Connecting Data Stores

Unstructured Discovery helps you identify personal data hidden within unstructured content like files, documents, and emails. Before you can use this feature, you'll need to connect your unstructured data stores to Transcend. This guide explains how to make these connections.

To connect an unstructured data store for discovery:

  1. Navigate to Infrastructure > Integrations in the left sidebar

  2. Click Add Integration

  3. Search for and select your data store type (S3, Google Drive, Slack, etc.)

    Connecting S3 data silo
  4. Follow the connection instructions, which typically involve:

    • Authorizing via OAuth
    • Entering API credentials
    • Granting necessary permissions
  5. Once connected, go to the Unstructured Discovery tab of the integration

  6. Enable both the Unstructured Data Discovery and Unstructured Data Sampling plugins

    Unstructured Discovery inside the Integration

After enabling the plugins, Unstructured Discovery will begin scanning your data store, discovering files and analyzing their contents for personal data.

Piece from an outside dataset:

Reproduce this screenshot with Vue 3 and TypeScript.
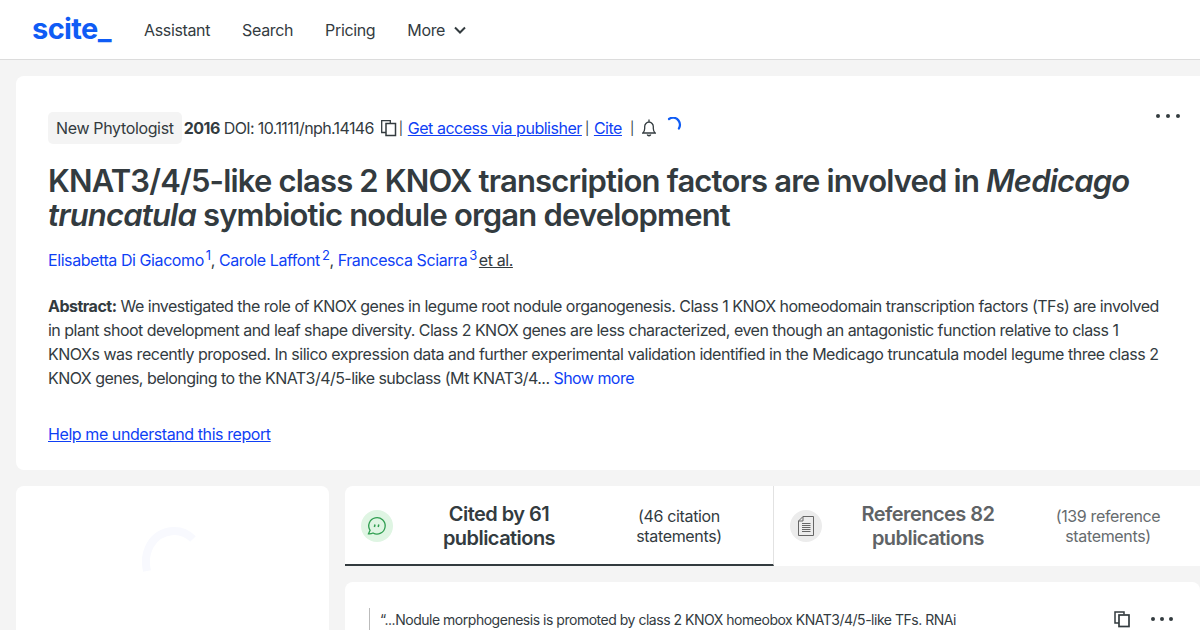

What is the potential cost of scanning, sampling, and classification?

The total cost depends on several factors:

  • File System Access: Costs associated with accessing your file system
  • Data Transfer: Costs for retrieving files during sampling
  • Classification: If using self-hosted components, there are infrastructure costs for running the classifier service
  • Sombra Hosting: If you're using self-hosted Sombra, there are associated hosting costs

For detailed information on hosting requirements, see our Hosted LLM Classifier documentation.

What file types are supported for sampling and classification?

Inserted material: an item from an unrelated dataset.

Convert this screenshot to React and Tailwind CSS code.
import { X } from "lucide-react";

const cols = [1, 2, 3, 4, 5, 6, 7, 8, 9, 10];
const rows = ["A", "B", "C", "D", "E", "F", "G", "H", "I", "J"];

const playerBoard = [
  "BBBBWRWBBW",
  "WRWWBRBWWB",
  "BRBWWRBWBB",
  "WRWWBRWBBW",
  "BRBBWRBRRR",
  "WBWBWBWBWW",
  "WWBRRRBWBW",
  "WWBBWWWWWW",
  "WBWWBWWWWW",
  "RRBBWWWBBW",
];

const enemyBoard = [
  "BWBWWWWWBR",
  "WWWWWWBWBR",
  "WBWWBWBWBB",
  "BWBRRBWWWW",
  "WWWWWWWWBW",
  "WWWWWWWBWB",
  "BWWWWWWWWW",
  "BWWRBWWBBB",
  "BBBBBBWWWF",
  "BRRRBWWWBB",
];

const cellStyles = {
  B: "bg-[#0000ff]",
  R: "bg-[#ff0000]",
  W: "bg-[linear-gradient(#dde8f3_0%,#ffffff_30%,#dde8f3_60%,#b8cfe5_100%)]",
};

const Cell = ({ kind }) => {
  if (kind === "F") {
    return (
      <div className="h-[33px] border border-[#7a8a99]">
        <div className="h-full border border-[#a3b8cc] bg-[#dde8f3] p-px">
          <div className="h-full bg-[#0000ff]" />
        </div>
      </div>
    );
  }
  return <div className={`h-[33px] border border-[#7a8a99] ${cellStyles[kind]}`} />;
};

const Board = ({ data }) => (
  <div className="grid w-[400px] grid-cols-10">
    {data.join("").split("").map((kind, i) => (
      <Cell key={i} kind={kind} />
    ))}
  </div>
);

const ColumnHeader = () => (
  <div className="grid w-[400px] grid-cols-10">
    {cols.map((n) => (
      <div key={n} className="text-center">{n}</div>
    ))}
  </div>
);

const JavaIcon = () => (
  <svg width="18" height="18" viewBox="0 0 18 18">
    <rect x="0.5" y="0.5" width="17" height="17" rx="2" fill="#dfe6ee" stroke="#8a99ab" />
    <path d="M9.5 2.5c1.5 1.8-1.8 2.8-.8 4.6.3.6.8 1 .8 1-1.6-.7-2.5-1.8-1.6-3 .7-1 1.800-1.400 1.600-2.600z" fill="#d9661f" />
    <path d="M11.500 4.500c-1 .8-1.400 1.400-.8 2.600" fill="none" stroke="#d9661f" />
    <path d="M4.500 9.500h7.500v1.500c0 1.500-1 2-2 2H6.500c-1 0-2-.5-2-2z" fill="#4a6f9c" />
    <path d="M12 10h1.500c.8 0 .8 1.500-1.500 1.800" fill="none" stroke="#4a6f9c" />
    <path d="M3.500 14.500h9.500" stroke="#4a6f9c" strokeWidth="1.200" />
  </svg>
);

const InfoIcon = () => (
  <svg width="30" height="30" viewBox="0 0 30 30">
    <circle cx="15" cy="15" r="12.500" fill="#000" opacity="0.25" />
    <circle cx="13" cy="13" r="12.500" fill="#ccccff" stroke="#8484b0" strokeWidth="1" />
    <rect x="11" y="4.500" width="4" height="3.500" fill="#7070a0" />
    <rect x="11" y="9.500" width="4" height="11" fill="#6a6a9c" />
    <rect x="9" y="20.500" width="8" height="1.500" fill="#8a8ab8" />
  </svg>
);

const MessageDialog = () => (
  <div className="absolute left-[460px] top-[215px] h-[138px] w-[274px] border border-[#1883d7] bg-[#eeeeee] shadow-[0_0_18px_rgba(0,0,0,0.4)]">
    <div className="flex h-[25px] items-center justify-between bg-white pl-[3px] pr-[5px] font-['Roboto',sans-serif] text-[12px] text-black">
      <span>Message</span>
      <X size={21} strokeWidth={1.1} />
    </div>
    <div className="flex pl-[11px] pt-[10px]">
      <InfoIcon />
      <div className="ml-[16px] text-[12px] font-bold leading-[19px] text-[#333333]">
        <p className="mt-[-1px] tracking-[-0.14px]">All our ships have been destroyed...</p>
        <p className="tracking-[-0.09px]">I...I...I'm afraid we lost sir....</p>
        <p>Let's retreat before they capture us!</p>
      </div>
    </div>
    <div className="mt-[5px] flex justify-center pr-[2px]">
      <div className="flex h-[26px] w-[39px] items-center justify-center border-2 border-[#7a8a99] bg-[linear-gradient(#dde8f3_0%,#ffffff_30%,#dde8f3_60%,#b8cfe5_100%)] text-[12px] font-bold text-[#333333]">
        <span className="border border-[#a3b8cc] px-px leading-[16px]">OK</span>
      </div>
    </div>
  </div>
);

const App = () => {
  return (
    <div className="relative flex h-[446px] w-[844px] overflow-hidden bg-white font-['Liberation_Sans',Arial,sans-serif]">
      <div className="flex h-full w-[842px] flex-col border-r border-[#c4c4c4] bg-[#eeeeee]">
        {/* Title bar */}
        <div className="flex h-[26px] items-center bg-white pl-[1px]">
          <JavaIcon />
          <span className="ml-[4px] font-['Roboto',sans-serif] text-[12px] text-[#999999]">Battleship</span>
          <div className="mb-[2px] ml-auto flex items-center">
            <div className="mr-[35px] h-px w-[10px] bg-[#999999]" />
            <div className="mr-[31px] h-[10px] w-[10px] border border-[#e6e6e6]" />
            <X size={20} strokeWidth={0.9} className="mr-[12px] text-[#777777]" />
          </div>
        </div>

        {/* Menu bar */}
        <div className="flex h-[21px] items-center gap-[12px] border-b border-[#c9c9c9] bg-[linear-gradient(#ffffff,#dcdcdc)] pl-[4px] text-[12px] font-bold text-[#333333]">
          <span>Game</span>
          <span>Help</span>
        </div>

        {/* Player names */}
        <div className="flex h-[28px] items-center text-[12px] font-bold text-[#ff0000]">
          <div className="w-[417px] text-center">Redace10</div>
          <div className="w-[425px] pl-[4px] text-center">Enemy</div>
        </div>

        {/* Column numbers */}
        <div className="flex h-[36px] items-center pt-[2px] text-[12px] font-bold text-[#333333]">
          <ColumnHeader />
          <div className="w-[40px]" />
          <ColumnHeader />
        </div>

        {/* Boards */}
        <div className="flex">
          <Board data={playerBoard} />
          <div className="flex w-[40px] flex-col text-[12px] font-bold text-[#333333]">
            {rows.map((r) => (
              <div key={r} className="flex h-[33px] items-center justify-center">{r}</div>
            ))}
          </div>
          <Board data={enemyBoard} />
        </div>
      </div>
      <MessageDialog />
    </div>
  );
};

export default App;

Unstructured Discovery supports a wide range of file formats:

  • Document files: PDF, TXT, DOCX
  • Spreadsheets: CSV, XLSX, GSHEET
  • Presentations: PPTX, GSLIDE
  • Google Workspace: GDOC, GFORM
  • Data files: JSON, BIN
  • Archives: ZIP

Is it sampling all data?

Unstructured Discovery scans all files in your connected data store but has sampling limits to ensure efficient processing:

  • General file limit: First 50MB of any file
  • PDF specific limit: First 30MB of PDF files

These limits help balance comprehensive discovery with performance and cost considerations.